-- Start of MATERIAL PROVIDED --

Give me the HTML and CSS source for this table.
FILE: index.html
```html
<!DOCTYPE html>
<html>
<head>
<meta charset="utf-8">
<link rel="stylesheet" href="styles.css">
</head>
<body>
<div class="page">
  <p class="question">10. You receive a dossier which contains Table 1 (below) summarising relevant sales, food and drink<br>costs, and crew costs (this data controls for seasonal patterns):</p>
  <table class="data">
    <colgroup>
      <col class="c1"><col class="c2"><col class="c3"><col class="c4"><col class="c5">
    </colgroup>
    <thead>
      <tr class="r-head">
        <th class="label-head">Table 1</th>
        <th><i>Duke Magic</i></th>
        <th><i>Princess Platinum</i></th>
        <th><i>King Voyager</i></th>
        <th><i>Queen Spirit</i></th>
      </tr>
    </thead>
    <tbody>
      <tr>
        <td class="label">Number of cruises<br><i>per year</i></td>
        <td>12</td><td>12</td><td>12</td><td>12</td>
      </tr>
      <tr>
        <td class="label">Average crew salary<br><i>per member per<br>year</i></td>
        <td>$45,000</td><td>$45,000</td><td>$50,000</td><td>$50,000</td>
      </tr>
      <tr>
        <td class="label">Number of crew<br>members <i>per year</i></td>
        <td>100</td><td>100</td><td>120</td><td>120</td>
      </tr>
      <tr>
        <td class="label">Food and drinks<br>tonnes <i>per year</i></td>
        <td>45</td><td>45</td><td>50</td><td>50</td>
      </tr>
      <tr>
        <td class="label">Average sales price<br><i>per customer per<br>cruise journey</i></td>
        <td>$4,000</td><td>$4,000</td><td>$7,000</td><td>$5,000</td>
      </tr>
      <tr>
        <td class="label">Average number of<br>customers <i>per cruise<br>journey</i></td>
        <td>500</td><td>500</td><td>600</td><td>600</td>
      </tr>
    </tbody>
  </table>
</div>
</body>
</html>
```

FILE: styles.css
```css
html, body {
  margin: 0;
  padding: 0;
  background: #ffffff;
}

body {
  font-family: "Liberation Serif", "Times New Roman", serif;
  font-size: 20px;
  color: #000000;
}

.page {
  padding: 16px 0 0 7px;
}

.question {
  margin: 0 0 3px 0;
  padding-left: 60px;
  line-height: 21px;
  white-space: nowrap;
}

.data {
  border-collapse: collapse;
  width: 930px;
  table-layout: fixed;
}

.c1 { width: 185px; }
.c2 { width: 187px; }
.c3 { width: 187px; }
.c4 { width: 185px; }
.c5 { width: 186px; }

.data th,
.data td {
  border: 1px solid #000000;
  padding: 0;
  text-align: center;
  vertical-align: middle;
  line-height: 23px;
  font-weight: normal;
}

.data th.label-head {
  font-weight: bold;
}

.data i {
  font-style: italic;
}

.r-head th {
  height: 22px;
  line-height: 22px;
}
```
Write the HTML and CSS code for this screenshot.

-- End of MATERIAL PROVIDED --

## [GIVEN PROBLEM]
Count the lines above in which the word "this" appears, then state only that count.

## [CORRECT RESPONSE]
3